The effect of the well (the “gain”) is equal to the parameter well_A in the table. This has the unit of head (groundwater level) divided by the unit of the abstraction. In this case, that means a reduction (in meters) for an abstraction of one cubic meter per day.

The gain of the recharge represents the increase in groundwater level that would occur if it rained continuously at a rate of one meter per day (737 meters). Likewise, the reduction caused by one meter of evaporation per day is equal to 1.86 × 737 = 1370 meters.

These units are not very practical for interpretation. Therefore, we repeat the time series analysis, but this time we change the units of evaporation and precipitation to mm/day, and the abstraction to million cubic meters per year.

# Change to an example that works
head = pd.read_csv("data_stowa/head_wellex.csv", index_col=0, parse_dates=True)
rain = pd.read_csv(
    "data_stowa/prec_wellex.csv", index_col=0, parse_dates=True
).multiply(1e3)
evap = pd.read_csv(
    "data_stowa/evap_wellex.csv", index_col=0, parse_dates=True
).multiply(1e3)
well = pd.read_csv(
    "data_stowa/well_wellex.csv", index_col=0, parse_dates=True
).multiply(365.25 / 1e6)

ml = ps.Model(head)
sm = ps.RechargeModel(
    rain, evap, name="recharge", rfunc=ps.Exponential(), recharge=ps.rch.Linear()
)
ml.add_stressmodel(sm)
sm = ps.StressModel(well, rfunc=ps.Gamma(), name="well", settings="well", up=False)
ml.add_stressmodel(sm)
ml.add_noisemodel(ps.ArNoiseModel())
ml.solve(initial=False, report=False, fit_constant=True)
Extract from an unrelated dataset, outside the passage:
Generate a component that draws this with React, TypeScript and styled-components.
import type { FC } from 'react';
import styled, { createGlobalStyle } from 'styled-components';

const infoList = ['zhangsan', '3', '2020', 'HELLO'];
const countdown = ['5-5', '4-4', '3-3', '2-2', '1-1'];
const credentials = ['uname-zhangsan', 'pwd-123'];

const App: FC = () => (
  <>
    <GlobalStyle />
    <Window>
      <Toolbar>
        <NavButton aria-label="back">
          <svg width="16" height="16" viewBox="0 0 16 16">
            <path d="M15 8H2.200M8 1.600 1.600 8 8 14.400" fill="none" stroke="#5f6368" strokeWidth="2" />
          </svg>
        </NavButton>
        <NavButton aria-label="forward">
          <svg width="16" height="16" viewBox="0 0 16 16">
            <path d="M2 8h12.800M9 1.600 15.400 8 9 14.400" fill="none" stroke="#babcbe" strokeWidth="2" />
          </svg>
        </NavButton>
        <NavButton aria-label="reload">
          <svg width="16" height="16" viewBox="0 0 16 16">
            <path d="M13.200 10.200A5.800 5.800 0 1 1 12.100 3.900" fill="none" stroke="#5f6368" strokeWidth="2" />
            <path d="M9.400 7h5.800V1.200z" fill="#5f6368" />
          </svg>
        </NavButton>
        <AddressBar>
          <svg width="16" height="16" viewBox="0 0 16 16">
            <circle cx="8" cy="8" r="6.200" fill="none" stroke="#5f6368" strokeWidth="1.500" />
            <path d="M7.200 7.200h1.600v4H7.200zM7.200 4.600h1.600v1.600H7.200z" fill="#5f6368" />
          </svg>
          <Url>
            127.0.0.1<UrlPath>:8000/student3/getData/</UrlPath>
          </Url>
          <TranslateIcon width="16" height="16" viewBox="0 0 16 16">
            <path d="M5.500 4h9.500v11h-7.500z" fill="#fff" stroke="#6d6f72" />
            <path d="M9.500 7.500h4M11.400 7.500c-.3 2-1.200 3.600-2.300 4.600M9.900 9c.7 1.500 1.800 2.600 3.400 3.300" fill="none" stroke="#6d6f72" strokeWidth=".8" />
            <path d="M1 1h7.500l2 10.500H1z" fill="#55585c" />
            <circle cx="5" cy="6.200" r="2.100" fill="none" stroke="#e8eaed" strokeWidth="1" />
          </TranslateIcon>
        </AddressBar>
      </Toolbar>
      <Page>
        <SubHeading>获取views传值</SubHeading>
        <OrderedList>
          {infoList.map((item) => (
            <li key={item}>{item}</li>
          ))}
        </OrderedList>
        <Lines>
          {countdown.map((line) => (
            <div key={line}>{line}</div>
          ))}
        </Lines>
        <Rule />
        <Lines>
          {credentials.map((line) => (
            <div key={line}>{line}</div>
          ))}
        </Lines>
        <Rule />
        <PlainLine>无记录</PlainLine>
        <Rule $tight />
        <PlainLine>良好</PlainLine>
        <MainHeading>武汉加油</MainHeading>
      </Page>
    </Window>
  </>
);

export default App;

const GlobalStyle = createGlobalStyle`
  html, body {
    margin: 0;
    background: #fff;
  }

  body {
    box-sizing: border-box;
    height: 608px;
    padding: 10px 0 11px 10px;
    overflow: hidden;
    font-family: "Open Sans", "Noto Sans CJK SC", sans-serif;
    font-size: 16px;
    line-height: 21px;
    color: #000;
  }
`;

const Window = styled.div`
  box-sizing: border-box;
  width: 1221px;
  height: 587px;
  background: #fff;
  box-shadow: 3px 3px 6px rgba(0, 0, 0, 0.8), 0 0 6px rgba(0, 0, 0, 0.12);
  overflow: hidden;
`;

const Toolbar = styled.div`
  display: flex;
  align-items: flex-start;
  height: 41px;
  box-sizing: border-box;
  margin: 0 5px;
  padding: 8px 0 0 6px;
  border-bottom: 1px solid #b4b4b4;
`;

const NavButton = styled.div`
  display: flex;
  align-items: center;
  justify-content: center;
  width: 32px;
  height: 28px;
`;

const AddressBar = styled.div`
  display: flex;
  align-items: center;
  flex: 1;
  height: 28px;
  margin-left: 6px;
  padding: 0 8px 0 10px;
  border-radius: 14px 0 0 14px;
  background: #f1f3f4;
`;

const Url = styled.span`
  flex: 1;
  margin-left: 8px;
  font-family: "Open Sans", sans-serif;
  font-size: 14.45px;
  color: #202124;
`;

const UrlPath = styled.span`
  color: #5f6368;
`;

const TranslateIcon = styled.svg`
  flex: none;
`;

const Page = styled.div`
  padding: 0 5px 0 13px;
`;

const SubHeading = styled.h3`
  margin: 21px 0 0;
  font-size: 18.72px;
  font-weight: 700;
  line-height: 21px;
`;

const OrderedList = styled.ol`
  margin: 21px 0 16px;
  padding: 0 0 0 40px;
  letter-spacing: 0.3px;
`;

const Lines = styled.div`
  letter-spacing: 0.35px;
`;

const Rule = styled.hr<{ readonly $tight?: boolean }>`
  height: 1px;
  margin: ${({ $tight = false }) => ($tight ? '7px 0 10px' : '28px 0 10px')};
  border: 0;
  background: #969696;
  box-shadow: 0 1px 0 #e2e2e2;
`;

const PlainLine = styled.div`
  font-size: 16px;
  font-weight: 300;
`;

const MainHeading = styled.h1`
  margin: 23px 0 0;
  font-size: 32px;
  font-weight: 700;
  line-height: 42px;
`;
axes = ml.plots.results(figsize=(10, 6), adjust_height=True)

../_images/cdc6af7bd68626c20624ee31273790ff1877021b917ea1ff87e4290c17e19acc.png

The figure above shows the results with the adjusted units. What stands out is that even after converting the units, the values differ slightly. These differences arise during the optimization of the parameters, which now proceeds slightly differently because the proportions between the input series have changed.
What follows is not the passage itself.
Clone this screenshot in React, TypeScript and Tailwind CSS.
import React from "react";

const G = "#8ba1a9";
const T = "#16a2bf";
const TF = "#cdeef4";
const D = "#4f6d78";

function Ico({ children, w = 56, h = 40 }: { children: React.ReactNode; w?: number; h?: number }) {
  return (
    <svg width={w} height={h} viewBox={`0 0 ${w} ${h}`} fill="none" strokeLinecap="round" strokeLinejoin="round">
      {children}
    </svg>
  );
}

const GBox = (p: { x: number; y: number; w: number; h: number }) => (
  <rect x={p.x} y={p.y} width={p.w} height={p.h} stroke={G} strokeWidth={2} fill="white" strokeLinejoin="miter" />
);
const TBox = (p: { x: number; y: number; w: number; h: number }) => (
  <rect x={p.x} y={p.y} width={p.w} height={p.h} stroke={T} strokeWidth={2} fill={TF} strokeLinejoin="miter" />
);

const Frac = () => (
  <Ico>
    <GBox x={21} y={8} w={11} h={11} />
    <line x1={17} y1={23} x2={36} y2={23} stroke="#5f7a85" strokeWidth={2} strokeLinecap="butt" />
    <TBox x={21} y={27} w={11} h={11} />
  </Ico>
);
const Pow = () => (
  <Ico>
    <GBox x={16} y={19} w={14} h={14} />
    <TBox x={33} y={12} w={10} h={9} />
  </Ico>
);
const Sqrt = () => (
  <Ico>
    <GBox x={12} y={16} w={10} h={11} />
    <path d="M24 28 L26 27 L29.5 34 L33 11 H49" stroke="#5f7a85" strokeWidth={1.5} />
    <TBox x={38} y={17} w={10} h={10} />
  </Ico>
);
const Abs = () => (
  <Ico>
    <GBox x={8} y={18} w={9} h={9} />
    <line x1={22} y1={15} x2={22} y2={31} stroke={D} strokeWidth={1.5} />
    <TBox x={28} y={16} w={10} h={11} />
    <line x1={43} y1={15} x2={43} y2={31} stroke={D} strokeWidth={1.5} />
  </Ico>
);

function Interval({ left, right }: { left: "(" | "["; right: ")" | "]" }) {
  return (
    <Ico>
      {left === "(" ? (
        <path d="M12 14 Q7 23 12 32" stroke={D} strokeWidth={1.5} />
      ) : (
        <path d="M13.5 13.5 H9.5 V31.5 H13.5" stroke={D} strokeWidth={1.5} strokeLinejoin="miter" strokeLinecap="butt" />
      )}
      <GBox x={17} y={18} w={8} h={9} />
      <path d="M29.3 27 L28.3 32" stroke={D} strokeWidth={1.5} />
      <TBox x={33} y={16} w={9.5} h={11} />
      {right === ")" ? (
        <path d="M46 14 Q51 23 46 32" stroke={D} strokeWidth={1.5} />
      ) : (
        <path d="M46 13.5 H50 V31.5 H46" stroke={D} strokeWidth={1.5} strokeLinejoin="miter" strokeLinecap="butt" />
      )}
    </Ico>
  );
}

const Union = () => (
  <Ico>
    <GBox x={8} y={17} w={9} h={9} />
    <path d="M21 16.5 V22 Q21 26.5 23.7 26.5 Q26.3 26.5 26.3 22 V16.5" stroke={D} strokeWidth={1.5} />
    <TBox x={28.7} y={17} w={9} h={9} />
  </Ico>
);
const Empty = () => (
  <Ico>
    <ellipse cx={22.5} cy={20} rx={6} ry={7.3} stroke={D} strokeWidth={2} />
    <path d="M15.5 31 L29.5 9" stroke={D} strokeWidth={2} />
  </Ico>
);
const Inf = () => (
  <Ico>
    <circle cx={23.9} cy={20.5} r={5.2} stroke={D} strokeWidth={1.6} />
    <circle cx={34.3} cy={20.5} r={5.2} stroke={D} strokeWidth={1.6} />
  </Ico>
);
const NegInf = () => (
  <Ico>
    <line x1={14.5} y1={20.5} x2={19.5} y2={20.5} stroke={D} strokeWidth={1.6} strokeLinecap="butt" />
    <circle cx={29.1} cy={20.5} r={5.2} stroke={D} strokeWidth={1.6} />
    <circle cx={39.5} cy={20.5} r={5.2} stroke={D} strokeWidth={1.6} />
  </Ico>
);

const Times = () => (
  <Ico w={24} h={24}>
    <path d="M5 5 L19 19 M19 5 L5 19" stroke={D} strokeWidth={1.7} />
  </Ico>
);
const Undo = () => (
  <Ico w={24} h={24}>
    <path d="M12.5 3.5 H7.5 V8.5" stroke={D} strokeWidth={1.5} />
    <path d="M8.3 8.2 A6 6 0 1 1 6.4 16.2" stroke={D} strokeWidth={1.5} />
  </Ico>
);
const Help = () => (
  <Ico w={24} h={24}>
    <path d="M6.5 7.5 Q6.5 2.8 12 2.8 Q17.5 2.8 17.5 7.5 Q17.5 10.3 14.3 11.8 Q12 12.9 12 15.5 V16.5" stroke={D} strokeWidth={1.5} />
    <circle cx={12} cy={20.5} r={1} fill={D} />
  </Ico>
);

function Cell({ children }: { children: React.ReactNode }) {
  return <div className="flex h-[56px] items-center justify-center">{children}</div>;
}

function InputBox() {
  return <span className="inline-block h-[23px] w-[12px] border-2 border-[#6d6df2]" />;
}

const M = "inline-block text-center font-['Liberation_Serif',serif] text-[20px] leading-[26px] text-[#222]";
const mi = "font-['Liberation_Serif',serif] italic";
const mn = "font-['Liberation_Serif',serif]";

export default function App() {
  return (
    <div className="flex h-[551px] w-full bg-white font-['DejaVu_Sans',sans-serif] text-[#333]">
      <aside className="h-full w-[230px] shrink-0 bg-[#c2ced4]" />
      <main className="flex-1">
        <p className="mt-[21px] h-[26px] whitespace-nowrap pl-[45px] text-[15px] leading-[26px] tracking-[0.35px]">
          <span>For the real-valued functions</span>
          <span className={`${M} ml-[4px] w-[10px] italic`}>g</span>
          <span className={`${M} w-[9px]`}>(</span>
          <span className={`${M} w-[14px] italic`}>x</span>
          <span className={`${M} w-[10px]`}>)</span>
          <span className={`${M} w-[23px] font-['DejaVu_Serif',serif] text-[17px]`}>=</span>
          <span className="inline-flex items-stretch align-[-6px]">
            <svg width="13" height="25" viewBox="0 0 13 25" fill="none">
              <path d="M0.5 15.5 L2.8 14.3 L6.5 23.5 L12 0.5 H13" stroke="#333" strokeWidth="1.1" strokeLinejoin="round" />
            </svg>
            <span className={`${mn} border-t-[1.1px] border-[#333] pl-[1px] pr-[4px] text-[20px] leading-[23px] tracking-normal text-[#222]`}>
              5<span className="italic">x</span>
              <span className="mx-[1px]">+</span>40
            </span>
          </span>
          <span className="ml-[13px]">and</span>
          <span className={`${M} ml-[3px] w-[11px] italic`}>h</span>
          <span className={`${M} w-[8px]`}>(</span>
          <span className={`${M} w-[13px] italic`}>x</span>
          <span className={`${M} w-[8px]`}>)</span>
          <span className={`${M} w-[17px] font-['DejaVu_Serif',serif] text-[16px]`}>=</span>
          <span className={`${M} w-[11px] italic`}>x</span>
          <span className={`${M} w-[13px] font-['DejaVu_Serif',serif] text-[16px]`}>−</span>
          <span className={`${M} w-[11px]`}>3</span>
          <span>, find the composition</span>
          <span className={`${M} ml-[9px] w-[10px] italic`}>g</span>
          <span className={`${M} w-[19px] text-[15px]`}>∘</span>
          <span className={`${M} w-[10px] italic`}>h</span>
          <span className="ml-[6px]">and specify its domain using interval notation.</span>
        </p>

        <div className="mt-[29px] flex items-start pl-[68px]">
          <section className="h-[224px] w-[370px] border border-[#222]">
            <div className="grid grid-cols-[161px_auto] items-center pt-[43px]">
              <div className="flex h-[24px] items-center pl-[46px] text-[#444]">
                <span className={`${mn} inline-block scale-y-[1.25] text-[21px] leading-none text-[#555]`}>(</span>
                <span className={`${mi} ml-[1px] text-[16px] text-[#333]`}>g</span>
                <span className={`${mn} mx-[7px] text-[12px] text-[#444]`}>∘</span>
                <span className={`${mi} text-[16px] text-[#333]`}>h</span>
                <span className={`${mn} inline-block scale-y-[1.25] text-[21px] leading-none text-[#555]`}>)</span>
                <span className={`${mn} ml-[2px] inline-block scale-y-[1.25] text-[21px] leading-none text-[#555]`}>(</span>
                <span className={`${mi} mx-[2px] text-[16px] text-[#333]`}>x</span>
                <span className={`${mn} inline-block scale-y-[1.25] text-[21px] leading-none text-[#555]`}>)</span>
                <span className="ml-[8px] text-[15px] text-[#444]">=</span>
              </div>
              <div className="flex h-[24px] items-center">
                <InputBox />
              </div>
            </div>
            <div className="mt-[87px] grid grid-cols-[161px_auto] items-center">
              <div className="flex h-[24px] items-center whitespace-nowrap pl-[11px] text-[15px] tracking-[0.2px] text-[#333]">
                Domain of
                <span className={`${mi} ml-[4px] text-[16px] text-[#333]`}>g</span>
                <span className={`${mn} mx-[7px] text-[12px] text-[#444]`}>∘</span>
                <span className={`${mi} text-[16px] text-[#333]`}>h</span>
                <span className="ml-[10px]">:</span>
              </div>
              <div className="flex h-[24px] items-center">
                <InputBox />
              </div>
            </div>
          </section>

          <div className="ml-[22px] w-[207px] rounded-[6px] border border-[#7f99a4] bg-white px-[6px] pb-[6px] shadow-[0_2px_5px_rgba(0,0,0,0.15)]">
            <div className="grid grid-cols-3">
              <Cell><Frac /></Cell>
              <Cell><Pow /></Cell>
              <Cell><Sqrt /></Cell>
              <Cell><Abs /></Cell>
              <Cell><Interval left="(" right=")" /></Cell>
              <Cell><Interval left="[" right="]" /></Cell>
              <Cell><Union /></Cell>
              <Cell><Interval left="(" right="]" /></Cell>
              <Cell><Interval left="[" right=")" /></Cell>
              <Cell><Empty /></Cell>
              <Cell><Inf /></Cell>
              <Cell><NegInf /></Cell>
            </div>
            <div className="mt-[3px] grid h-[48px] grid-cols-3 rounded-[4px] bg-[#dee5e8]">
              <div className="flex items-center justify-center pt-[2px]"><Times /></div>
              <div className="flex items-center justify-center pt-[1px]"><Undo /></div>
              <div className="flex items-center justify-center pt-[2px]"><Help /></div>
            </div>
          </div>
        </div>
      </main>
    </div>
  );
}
The gain from one millimeter of precipitation per day is now 0.76 meters. The reduction resulting from an abstraction of one million cubic meters per year is 0.74 meters. To estimate the final increase in groundwater level when the abstraction is stopped, this value must be multiplied by the actual abstraction capacity (in million cubic meters per year).

If the abstraction amounts to 2 million cubic meters per year, we estimate the resulting rise to be 148 centimeters.